Will Google expand its abortion benefits policy to include contract workers?
A 2019 report states more than half of Google’s workforce falls under the TVC category. Today, the number of full-time employees to temporary workers is closer to 175,000 and 100,000, respectively. Still, that’s a substantial number of people without access to highly publicized abortion benefits that Google has benefited from through a public relations lens.
That’s why the Alphabet Workers Union-CWA wrote a letter to the company stating, “We demand that Alphabet acknowledges the impact this Supreme Court ruling has on all its workers and to immediately do the following: Protect all workers’ access to reproductive healthcare by setting a reproductive healthcare standard in the US Wages and Benefits Standards [...] including: Extending the same travel-for-healthcare benefits offered to [full-time employees] to TVCs.”
According to Okugawa, the demands make sense. She says, “It's only right we display a sense of compassion, empathy and fairness with anyone contracting with the company who should get the same protections and sustainability of life offered to regular employees.”
Google has 35 office locations throughout the country, most of which welcome full-time employees on a corporate level, and most of which are in blue states like California and Oregon. Even the Austin, Texas location is in a more advantageous position than other Texas areas due to a city-based decriminalization effort.
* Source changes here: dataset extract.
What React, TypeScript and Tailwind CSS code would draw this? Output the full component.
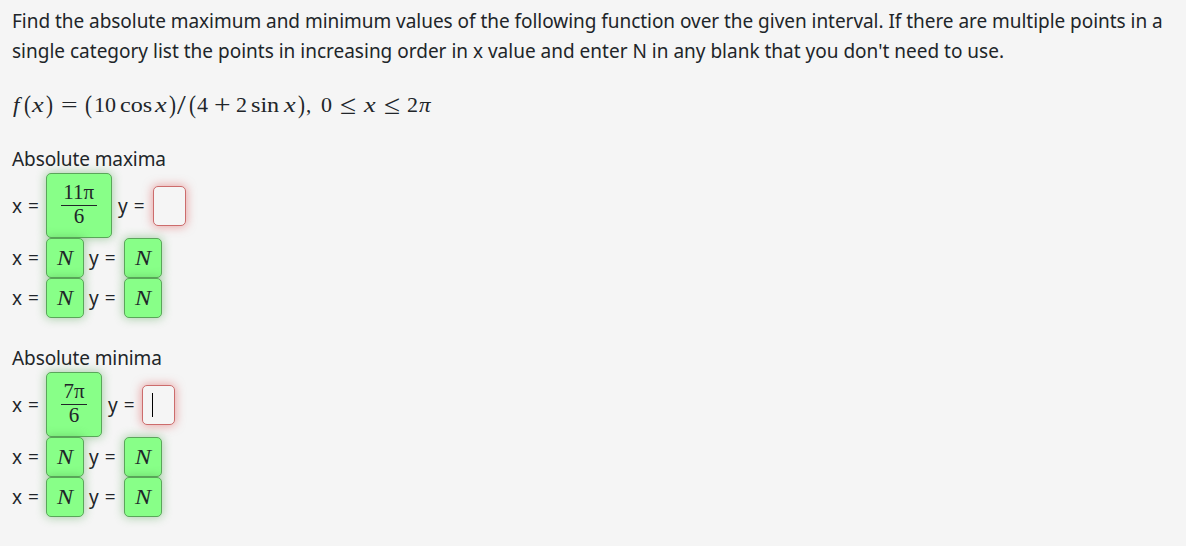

However, Google’s 14 U.S. data centers are primarily centered in red states where abortion is more likely to be banned or criminalized. Contract workers in Tennessee, Alabama, Georgia, South Carolina, and more work for a company that doesn't provide them with the same well-publicized benefits as its other, full-time employees. For that, Google works are petitioning — and it could take a lot for the company to release its stronghold on the budget and extend abortion rights to TVC workers.